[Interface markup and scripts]
━━━━━━━━
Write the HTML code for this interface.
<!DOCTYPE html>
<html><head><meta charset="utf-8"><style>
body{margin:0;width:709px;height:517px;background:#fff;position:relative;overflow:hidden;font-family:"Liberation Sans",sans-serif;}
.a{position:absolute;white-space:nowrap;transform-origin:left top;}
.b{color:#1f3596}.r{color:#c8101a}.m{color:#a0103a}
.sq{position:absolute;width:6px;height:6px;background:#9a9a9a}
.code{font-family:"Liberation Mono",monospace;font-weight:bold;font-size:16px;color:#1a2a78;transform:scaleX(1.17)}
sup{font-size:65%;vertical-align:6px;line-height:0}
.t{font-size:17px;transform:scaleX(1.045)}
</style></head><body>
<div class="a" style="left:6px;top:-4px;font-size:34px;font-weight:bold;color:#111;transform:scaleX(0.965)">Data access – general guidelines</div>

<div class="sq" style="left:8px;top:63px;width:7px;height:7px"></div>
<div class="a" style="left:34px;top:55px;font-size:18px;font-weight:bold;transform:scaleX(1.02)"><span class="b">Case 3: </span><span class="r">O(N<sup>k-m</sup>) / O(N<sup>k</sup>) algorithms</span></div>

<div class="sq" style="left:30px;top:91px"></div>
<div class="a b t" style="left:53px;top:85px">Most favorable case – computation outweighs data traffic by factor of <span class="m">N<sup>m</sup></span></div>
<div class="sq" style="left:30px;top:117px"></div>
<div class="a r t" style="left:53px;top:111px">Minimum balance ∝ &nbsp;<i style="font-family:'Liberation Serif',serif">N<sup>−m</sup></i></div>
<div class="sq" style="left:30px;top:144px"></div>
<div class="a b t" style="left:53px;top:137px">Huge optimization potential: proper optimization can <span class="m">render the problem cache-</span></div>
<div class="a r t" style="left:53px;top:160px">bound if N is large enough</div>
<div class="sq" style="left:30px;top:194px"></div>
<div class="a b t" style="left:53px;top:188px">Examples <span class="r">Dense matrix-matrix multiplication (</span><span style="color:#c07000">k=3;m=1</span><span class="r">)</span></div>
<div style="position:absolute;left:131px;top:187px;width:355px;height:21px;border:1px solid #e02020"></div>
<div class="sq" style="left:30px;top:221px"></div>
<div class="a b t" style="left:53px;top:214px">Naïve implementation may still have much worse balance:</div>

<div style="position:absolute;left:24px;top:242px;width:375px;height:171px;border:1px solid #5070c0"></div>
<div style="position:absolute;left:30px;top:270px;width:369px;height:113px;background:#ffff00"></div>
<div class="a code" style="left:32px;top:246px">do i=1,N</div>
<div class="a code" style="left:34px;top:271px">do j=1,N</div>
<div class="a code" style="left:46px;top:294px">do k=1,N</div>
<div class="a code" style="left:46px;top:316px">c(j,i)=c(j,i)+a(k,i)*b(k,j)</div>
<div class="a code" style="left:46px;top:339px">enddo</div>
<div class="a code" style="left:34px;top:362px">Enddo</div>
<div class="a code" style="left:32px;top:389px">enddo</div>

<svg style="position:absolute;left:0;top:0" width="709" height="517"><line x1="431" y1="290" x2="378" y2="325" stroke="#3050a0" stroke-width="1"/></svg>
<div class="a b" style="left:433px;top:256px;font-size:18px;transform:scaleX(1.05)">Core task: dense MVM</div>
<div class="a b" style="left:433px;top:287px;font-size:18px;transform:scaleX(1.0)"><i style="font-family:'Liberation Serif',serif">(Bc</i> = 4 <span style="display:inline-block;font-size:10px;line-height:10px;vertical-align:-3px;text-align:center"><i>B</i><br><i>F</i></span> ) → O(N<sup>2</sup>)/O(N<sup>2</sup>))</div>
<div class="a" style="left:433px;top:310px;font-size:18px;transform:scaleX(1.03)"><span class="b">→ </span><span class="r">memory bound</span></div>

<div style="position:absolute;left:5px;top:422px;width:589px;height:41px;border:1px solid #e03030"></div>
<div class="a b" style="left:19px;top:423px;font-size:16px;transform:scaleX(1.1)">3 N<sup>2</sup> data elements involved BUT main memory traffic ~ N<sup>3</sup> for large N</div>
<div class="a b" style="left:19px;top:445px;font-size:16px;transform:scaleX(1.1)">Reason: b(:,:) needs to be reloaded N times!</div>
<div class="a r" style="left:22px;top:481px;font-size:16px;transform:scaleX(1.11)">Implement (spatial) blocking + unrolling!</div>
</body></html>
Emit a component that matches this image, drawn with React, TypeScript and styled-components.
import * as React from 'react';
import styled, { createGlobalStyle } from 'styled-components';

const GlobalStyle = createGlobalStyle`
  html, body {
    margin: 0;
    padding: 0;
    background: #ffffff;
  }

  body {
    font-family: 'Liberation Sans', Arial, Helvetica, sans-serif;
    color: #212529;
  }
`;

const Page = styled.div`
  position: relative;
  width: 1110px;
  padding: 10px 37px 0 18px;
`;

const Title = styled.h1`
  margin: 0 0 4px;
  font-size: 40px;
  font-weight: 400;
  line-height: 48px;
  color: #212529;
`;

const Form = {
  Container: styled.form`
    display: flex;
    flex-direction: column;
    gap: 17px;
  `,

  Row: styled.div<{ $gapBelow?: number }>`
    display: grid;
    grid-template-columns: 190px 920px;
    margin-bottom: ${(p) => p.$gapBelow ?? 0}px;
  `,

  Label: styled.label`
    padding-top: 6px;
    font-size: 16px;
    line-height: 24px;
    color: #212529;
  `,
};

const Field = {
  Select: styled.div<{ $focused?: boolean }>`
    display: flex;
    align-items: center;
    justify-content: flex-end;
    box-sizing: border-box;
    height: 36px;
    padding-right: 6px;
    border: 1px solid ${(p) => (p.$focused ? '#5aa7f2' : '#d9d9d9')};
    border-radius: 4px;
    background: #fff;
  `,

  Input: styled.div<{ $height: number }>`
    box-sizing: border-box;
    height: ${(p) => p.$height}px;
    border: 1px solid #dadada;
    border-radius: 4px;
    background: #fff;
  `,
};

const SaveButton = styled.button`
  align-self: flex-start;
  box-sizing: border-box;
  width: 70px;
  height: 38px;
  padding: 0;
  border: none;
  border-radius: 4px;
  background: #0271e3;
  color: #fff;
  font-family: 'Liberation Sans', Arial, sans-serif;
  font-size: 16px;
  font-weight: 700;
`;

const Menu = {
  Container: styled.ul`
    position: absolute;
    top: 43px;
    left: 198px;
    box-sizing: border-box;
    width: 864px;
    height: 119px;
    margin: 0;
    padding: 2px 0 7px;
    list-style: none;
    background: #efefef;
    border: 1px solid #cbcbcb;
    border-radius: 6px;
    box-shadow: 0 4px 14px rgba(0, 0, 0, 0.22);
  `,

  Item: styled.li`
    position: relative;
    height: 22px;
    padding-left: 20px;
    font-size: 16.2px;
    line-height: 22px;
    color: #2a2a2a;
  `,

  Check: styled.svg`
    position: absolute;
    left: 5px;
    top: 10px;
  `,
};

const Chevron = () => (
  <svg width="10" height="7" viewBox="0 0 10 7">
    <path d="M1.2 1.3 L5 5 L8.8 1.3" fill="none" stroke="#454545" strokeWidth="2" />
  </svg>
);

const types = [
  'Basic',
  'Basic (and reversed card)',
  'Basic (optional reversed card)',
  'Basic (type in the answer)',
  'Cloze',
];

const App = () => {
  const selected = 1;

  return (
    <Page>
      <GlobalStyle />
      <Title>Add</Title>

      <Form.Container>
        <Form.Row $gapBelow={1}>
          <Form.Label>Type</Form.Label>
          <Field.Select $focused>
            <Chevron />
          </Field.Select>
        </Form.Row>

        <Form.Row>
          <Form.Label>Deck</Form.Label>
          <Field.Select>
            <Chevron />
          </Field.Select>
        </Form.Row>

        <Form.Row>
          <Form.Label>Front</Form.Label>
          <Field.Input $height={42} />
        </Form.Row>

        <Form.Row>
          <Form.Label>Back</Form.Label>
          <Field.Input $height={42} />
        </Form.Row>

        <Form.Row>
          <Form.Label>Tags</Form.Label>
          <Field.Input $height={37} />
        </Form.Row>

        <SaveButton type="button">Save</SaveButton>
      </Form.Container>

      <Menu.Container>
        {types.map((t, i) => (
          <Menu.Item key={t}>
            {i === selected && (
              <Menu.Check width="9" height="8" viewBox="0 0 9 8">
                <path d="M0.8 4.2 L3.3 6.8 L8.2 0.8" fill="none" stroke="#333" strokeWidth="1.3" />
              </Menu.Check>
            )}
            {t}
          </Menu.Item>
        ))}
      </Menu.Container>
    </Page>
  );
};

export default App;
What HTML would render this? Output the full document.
━━━━━━━━
* _WHAT NEEDS TO BE DONE_
Please print the material above exactly as it appears, from its first line through the line containing "access – general guidelines</div>", inclusive, and stop there.

* _RESPONSE TO THE EXERCISE_
Write the HTML code for this interface.
<!DOCTYPE html>
<html><head><meta charset="utf-8"><style>
body{margin:0;width:709px;height:517px;background:#fff;position:relative;overflow:hidden;font-family:"Liberation Sans",sans-serif;}
.a{position:absolute;white-space:nowrap;transform-origin:left top;}
.b{color:#1f3596}.r{color:#c8101a}.m{color:#a0103a}
.sq{position:absolute;width:6px;height:6px;background:#9a9a9a}
.code{font-family:"Liberation Mono",monospace;font-weight:bold;font-size:16px;color:#1a2a78;transform:scaleX(1.17)}
sup{font-size:65%;vertical-align:6px;line-height:0}
.t{font-size:17px;transform:scaleX(1.045)}
</style></head><body>
<div class="a" style="left:6px;top:-4px;font-size:34px;font-weight:bold;color:#111;transform:scaleX(0.965)">Data access – general guidelines</div>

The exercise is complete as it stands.